Every dollar you send to the Chapter 13 trustee gets skimmed before it reaches your creditors. The standing trustee collects a percentage fee on all plan payments to cover the cost of administering your case. Federal law caps this fee at 10%, though the actual percentage varies by district and is set by the Attorney General.12U.S. Code. 28 USC 586 – Duties and Supervision by Attorney General In practice, most districts charge somewhere between 4% and 10%. This fee is built into your plan from the start, so it doesn’t come as a surprise, but it does mean your creditors receive less than your total monthly payment.

Automatic Stay Restrictions for Repeat Filers

If you’ve had a bankruptcy case dismissed in the past year, filing again doesn’t give you the same protection. A debtor with one case dismissed in the prior 12 months gets an automatic stay that expires after just 30 days unless the court extends it. To get the extension, you must file a motion and convince a judge—before the 30 days run out—that the new case was filed in good faith.9U.S. Code. 11 USC 362 – Automatic Stay

It gets worse with two or more dismissed cases.
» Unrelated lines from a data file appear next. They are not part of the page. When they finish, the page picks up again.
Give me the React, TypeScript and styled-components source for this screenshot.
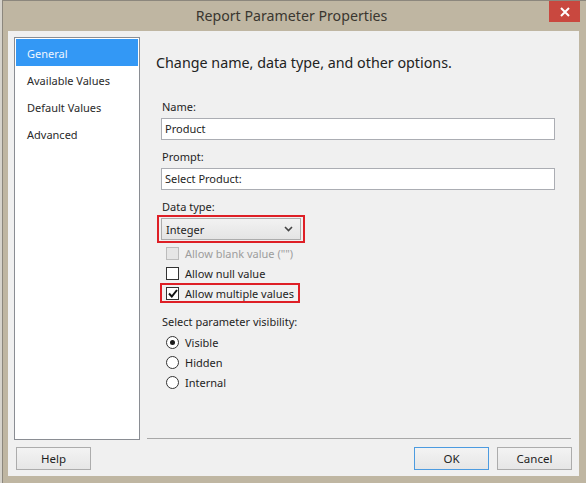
import styled, { createGlobalStyle } from "styled-components";

const GlobalStyle = createGlobalStyle`
  html, body {
    margin: 0;
    padding: 0;
    background: #d6d3cc;
  }
  body {
    font-family: "Noto Sans", "Open Sans", sans-serif;
    font-size: 11px;
    color: #1e1e1e;
  }
`;

const Window = styled.div`
  width: 584px;
  height: 483px;
  margin-left: 2px;
  box-sizing: border-box;
  background: #bfb6a2;
  border-left: 1px solid #8c877d;
  border-top: 1px solid #8c877d;
  display: flex;
  flex-direction: column;
`;

const TitleBar = styled.div`
  height: 30px;
  display: grid;
  grid-template-columns: 1fr auto 1fr;
  align-items: start;
  padding-right: 6px;
`;

const Title = styled.div`
  grid-column: 2;
  font-size: 14.2px;
  line-height: 30px;
  color: #3a3630;
`;

const CloseButton = styled.div`
  grid-column: 3;
  justify-self: end;
  width: 31px;
  height: 21px;
  background: #c9483f;
  display: flex;
  align-items: center;
  justify-content: center;
`;

const Client = styled.div`
  margin: 0 7px 0 5px;
  height: 445px;
  background: #f0f0f0;
  display: flex;
  flex-direction: column;
`;

const Body = styled.div`
  display: flex;
  padding: 6px 8px 0 6px;
  height: 403px;
`;

const NavList = styled.ul`
  list-style: none;
  margin: 0;
  padding: 1px;
  width: 126px;
  box-sizing: border-box;
  background: #fff;
  border: 1px solid #8a8d93;
`;

const NavItem = styled.li<{ $active?: boolean }>`
  height: 27px;
  line-height: 29px;
  padding-left: 11px;
  background: ${(p) => (p.$active ? "#3398f5" : "transparent")};
  color: ${(p) => (p.$active ? "#eef6ff" : "#2a2a2a")};
`;

const Main = styled.div`
  flex: 1;
  margin-left: 7px;
  height: 402px;
  border-bottom: 1px solid #a8a8a8;
  padding: 15px 16px 0 9px;
  box-sizing: border-box;
`;

const Heading = styled.h1`
  margin: 0;
  font-size: 14.3px;
  font-weight: normal;
  line-height: 22px;
  color: #222;
`;

const Form = styled.div`
  margin-top: 25px;
  padding-left: 5px;
  display: flex;
  flex-direction: column;
`;

const Label = styled.div<{ $gap?: number }>`
  line-height: 16px;
  margin-top: ${(p) => p.$gap ?? 9}px;
  margin-bottom: 3px;
  padding-left: 1px;
`;

const TextBox = styled.div`
  height: 22px;
  box-sizing: border-box;
  background: #fff;
  border: 1px solid #abadb3;
  line-height: 20px;
  padding-left: 3px;
`;

const Highlight = styled.div<{ $w: number }>`
  width: ${(p) => p.$w}px;
  box-sizing: border-box;
  border: 2px solid #de1f26;
`;

const SelectFrame = styled(Highlight)`
  margin: -3px 0 -3px -4px;
  padding: 1px 2px;
`;

const Select = styled.div`
  height: 22px;
  box-sizing: border-box;
  border: 1px solid #acacac;
  background: linear-gradient(#f2f2f2, #e4e4e4);
  display: flex;
  align-items: center;
  justify-content: space-between;
  padding: 0 7px 0 4px;
`;

const Options = styled.div`
  margin-top: 3px;
  display: flex;
  flex-direction: column;
`;

const CheckRow = styled.div<{ $disabled?: boolean }>`
  height: 20px;
  display: flex;
  align-items: center;
  gap: 6px;
  padding-left: 5px;
  box-sizing: border-box;
  white-space: nowrap;
  color: ${(p) => (p.$disabled ? "#9d9d9d" : "#1e1e1e")};
`;

const CheckFrame = styled(Highlight)`
  height: 20px;
  margin-left: -1px;
  display: flex;
  align-items: center;
  gap: 6px;
  padding-left: 4px;
  white-space: nowrap;
`;

const Box = styled.span<{ $disabled?: boolean }>`
  width: 13px;
  height: 13px;
  flex-shrink: 0;
  box-sizing: border-box;
  border: 1px solid ${(p) => (p.$disabled ? "#bcbcbc" : "#333")};
  background: ${(p) => (p.$disabled ? "#e6e6e6" : "#fff")};
  display: flex;
  align-items: center;
  justify-content: center;
`;

const RadioList = styled.div`
  margin-top: -1px;
`;

const Radio = styled.span<{ $on?: boolean }>`
  width: 13px;
  height: 13px;
  flex-shrink: 0;
  box-sizing: border-box;
  border: 1px solid #333;
  border-radius: 50%;
  background: #fff;
  display: flex;
  align-items: center;
  justify-content: center;
  &::after {
    content: "";
    display: ${(p) => (p.$on ? "block" : "none")};
    width: 5px;
    height: 5px;
    border-radius: 50%;
    background: #1a1a1a;
  }
`;

const Footer = styled.div`
  display: flex;
  gap: 8px;
  padding: 7px 7px 0 8px;
`;

const Button = styled.button<{ $default?: boolean }>`
  width: 75px;
  height: 23px;
  box-sizing: border-box;
  font: inherit;
  font-size: 11.5px;
  color: #1e1e1e;
  border: 1px solid ${(p) => (p.$default ? "#4c9be0" : "#acacac")};
  background: linear-gradient(#f3f3f3, #e6e6e6);
  padding: 0;
`;

const Spacer = styled.div`
  flex: 1;
`;

const checks = [
  { label: "Allow blank value (\"\")", disabled: true },
  { label: "Allow null value" },
];

const visibility = ["Visible", "Hidden", "Internal"];

function CheckMark() {
  return (
    <svg width="10" height="9" viewBox="0 0 10 9">
      <polyline points="1,4.5 3.8,7.5 9,1" fill="none" stroke="#111" strokeWidth="2" />
    </svg>
  );
}

export default function App() {
  return (
    <>
      <GlobalStyle />
      <Window>
        <TitleBar>
          <Title>Report Parameter Properties</Title>
          <CloseButton>
            <svg width="10" height="10" viewBox="0 0 10 10">
              <path d="M1 1L9 9M9 1L1 9" stroke="#fff" strokeWidth="2" />
            </svg>
          </CloseButton>
        </TitleBar>
        <Client>
          <Body>
            <NavList>
              <NavItem $active>General</NavItem>
              <NavItem>Available Values</NavItem>
              <NavItem>Default Values</NavItem>
              <NavItem>Advanced</NavItem>
            </NavList>
            <Main>
              <Heading>Change name, data type, and other options.</Heading>
              <Form>
                <Label $gap={0}>Name:</Label>
                <TextBox>Product</TextBox>
                <Label>Prompt:</Label>
                <TextBox>Select Product:</TextBox>
                <Label>Data type:</Label>
                <SelectFrame $w={148}>
                  <Select>
                    <span>Integer</span>
                    <svg width="9" height="6" viewBox="0 0 9 6">
                      <polyline points="1,1 4.5,4.5 8,1" fill="none" stroke="#444" strokeWidth="1.6" />
                    </svg>
                  </Select>
                </SelectFrame>
                <Options>
                  {checks.map((c) => (
                    <CheckRow key={c.label} $disabled={c.disabled}>
                      <Box $disabled={c.disabled} />
                      {c.label}
                    </CheckRow>
                  ))}
                  <CheckFrame $w={140}>
                    <Box>
                      <CheckMark />
                    </Box>
                    Allow multiple values
                  </CheckFrame>
                </Options>
                <Label $gap={11}>Select parameter visibility:</Label>
                <RadioList>
                  {visibility.map((v, i) => (
                    <CheckRow key={v}>
                      <Radio $on={i === 0} />
                      {v}
                    </CheckRow>
                  ))}
                </RadioList>
              </Form>
            </Main>
          </Body>
          <Footer>
            <Button>Help</Button>
            <Spacer />
            <Button $default>OK</Button>
            <Button>Cancel</Button>
          </Footer>
        </Client>
      </Window>
    </>
  );
}
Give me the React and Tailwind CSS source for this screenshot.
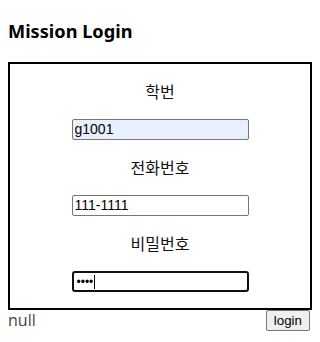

If you’ve had two or more bankruptcies pending and dismissed within the preceding year, the automatic stay doesn’t go into effect at all when you file again.13Office of the Law Revision Counsel. 11 USC 362 – Automatic Stay You’d have to affirmatively ask the court to impose one, again demonstrating good faith. The court presumes the filing is not in good faith if your earlier case was dismissed because you failed to file required documents, didn’t make plan payments, or didn’t follow court orders.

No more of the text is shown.